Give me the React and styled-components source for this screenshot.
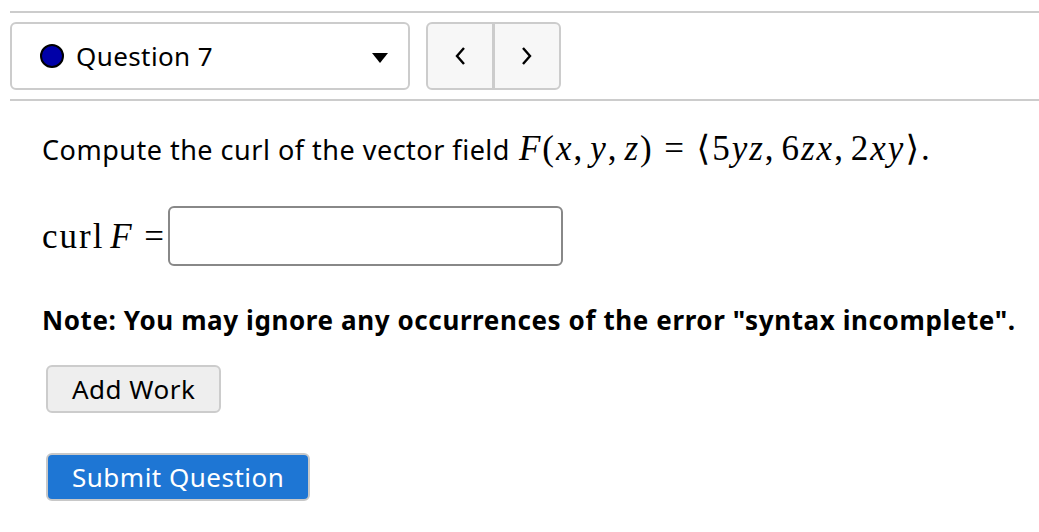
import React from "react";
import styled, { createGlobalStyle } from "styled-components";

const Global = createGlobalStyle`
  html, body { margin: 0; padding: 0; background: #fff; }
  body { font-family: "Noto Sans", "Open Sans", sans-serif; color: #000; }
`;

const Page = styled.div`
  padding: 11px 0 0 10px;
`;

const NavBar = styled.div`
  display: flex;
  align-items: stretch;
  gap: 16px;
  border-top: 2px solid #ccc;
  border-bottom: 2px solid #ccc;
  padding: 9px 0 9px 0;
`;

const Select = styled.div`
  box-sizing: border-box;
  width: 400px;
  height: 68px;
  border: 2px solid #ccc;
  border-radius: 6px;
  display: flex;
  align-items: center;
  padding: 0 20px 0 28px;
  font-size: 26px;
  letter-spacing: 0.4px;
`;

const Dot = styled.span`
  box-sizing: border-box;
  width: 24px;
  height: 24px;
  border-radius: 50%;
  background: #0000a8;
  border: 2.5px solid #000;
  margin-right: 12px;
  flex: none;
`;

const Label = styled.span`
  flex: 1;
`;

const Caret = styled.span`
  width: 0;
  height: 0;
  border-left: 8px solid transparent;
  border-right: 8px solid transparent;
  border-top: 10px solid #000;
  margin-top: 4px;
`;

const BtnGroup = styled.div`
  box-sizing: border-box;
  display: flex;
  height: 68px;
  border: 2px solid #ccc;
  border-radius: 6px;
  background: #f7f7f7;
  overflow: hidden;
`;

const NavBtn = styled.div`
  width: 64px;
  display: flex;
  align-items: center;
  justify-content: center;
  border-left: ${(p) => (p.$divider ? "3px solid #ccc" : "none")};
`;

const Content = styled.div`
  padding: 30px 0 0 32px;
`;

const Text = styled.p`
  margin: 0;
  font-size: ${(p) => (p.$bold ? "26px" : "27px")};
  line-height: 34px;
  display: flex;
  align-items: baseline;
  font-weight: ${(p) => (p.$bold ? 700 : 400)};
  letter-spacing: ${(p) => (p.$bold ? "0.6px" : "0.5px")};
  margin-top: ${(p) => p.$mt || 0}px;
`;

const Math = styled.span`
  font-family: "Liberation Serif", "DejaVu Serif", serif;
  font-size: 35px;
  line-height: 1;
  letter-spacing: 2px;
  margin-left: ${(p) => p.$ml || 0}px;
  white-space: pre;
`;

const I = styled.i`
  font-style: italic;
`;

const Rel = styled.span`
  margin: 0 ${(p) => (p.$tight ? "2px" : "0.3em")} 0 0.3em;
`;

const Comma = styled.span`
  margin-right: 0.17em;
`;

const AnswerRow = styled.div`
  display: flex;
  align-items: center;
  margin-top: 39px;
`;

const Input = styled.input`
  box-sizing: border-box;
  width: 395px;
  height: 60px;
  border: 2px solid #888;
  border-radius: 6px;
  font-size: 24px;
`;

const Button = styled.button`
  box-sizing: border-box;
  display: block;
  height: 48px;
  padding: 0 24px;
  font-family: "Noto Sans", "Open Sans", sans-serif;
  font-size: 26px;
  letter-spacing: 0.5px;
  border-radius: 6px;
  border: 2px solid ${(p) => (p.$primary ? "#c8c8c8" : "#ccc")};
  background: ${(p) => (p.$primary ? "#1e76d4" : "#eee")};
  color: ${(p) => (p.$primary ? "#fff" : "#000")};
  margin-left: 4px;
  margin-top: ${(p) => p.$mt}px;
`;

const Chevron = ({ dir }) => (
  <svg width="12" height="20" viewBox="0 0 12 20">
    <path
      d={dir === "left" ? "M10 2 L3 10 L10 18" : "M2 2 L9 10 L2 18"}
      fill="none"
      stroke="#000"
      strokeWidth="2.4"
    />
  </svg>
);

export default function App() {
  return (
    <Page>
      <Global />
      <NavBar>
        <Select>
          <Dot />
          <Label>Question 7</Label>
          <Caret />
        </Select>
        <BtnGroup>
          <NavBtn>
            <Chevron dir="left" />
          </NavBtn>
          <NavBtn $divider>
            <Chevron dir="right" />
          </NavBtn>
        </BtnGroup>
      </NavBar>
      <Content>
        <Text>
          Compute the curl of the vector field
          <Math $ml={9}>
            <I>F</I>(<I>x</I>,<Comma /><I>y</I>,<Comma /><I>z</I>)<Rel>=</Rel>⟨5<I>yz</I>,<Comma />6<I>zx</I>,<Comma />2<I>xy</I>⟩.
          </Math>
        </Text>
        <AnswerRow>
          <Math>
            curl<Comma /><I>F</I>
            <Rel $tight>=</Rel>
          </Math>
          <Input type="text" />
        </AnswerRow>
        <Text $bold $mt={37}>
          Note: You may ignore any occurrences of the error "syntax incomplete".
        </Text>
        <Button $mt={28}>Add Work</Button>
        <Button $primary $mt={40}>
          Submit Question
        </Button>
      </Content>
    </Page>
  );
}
--
# [DO THIS]
Reproduce every line of the material precisely, omitting its pictures.

# [WORKED SOLUTION]
Give me the React and styled-components source for this screenshot.
import React from "react";
import styled, { createGlobalStyle } from "styled-components";

const Global = createGlobalStyle`
  html, body { margin: 0; padding: 0; background: #fff; }
  body { font-family: "Noto Sans", "Open Sans", sans-serif; color: #000; }
`;

const Page = styled.div`
  padding: 11px 0 0 10px;
`;

const NavBar = styled.div`
  display: flex;
  align-items: stretch;
  gap: 16px;
  border-top: 2px solid #ccc;
  border-bottom: 2px solid #ccc;
  padding: 9px 0 9px 0;
`;

const Select = styled.div`
  box-sizing: border-box;
  width: 400px;
  height: 68px;
  border: 2px solid #ccc;
  border-radius: 6px;
  display: flex;
  align-items: center;
  padding: 0 20px 0 28px;
  font-size: 26px;
  letter-spacing: 0.4px;
`;

const Dot = styled.span`
  box-sizing: border-box;
  width: 24px;
  height: 24px;
  border-radius: 50%;
  background: #0000a8;
  border: 2.5px solid #000;
  margin-right: 12px;
  flex: none;
`;

const Label = styled.span`
  flex: 1;
`;

const Caret = styled.span`
  width: 0;
  height: 0;
  border-left: 8px solid transparent;
  border-right: 8px solid transparent;
  border-top: 10px solid #000;
  margin-top: 4px;
`;

const BtnGroup = styled.div`
  box-sizing: border-box;
  display: flex;
  height: 68px;
  border: 2px solid #ccc;
  border-radius: 6px;
  background: #f7f7f7;
  overflow: hidden;
`;

const NavBtn = styled.div`
  width: 64px;
  display: flex;
  align-items: center;
  justify-content: center;
  border-left: ${(p) => (p.$divider ? "3px solid #ccc" : "none")};
`;

const Content = styled.div`
  padding: 30px 0 0 32px;
`;

const Text = styled.p`
  margin: 0;
  font-size: ${(p) => (p.$bold ? "26px" : "27px")};
  line-height: 34px;
  display: flex;
  align-items: baseline;
  font-weight: ${(p) => (p.$bold ? 700 : 400)};
  letter-spacing: ${(p) => (p.$bold ? "0.6px" : "0.5px")};
  margin-top: ${(p) => p.$mt || 0}px;
`;

const Math = styled.span`
  font-family: "Liberation Serif", "DejaVu Serif", serif;
  font-size: 35px;
  line-height: 1;
  letter-spacing: 2px;
  margin-left: ${(p) => p.$ml || 0}px;
  white-space: pre;
`;

const I = styled.i`
  font-style: italic;
`;

const Rel = styled.span`
  margin: 0 ${(p) => (p.$tight ? "2px" : "0.3em")} 0 0.3em;
`;

const Comma = styled.span`
  margin-right: 0.17em;
`;

const AnswerRow = styled.div`
  display: flex;
  align-items: center;
  margin-top: 39px;
`;

const Input = styled.input`
  box-sizing: border-box;
  width: 395px;
  height: 60px;
  border: 2px solid #888;
  border-radius: 6px;
  font-size: 24px;
`;

const Button = styled.button`
  box-sizing: border-box;
  display: block;
  height: 48px;
  padding: 0 24px;
  font-family: "Noto Sans", "Open Sans", sans-serif;
  font-size: 26px;
  letter-spacing: 0.5px;
  border-radius: 6px;
  border: 2px solid ${(p) => (p.$primary ? "#c8c8c8" : "#ccc")};
  background: ${(p) => (p.$primary ? "#1e76d4" : "#eee")};
  color: ${(p) => (p.$primary ? "#fff" : "#000")};
  margin-left: 4px;
  margin-top: ${(p) => p.$mt}px;
`;

const Chevron = ({ dir }) => (
  <svg width="12" height="20" viewBox="0 0 12 20">
    <path
      d={dir === "left" ? "M10 2 L3 10 L10 18" : "M2 2 L9 10 L2 18"}
      fill="none"
      stroke="#000"
      strokeWidth="2.4"
    />
  </svg>
);

export default function App() {
  return (
    <Page>
      <Global />
      <NavBar>
        <Select>
          <Dot />
          <Label>Question 7</Label>
          <Caret />
        </Select>
        <BtnGroup>
          <NavBtn>
            <Chevron dir="left" />
          </NavBtn>
          <NavBtn $divider>
            <Chevron dir="right" />
          </NavBtn>
        </BtnGroup>
      </NavBar>
      <Content>
        <Text>
          Compute the curl of the vector field
          <Math $ml={9}>
            <I>F</I>(<I>x</I>,<Comma /><I>y</I>,<Comma /><I>z</I>)<Rel>=</Rel>⟨5<I>yz</I>,<Comma />6<I>zx</I>,<Comma />2<I>xy</I>⟩.
          </Math>
        </Text>
        <AnswerRow>
          <Math>
            curl<Comma /><I>F</I>
            <Rel $tight>=</Rel>
          </Math>
          <Input type="text" />
        </AnswerRow>
        <Text $bold $mt={37}>
          Note: You may ignore any occurrences of the error "syntax incomplete".
        </Text>
        <Button $mt={28}>Add Work</Button>
        <Button $primary $mt={40}>
          Submit Question
        </Button>
      </Content>
    </Page>
  );
}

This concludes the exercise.